What this means practically: if the Grievance Committee dismisses the complaint or imposes a lesser sanction like an admonition, the matter generally stays private. The attorney’s name won’t appear in public discipline records for those outcomes. Only when the case advances to the Disciplinary Hearing Commission does it typically become a matter of public record.

Important Rules You Should Know Before Filing

Once you submit a complaint, you cannot take it back. The State Bar has an independent obligation to the public to finish its investigation regardless of whether you change your mind or resolve things privately with the attorney.6North Carolina State Bar. Having Issues with a Lawyer This catches people off guard, especially those who file in a moment of frustration and later want to drop it after the attorney addresses their concerns.

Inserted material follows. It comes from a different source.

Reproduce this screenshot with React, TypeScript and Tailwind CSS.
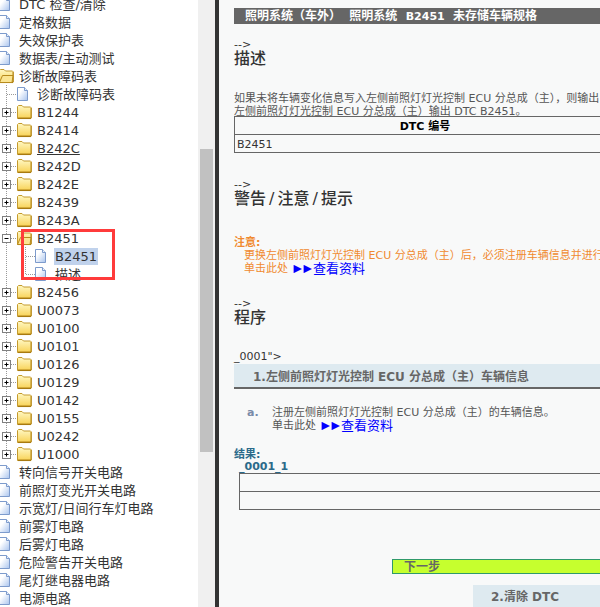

The grievance process also does not get you money. Even if the State Bar disciplines the attorney, the complaint system is not designed to award refunds, damages, or compensation. If you need financial recovery, you would need to pursue that through a separate civil lawsuit or the Fee Dispute Resolution Program. People who file expecting the State Bar to order a refund end up disappointed, so it’s worth understanding the purpose of the system before you start: it protects the public by holding lawyers accountable, but it doesn’t make individual complainants whole financially.

Finally, if the State Bar dismisses your complaint and you believe they got it wrong, the system provides limited recourse. The Grievance Committee’s decision is generally final for purposes of that complaint. You can file a new complaint if new facts emerge, but there is no formal appeal process available to the person who filed the original grievance.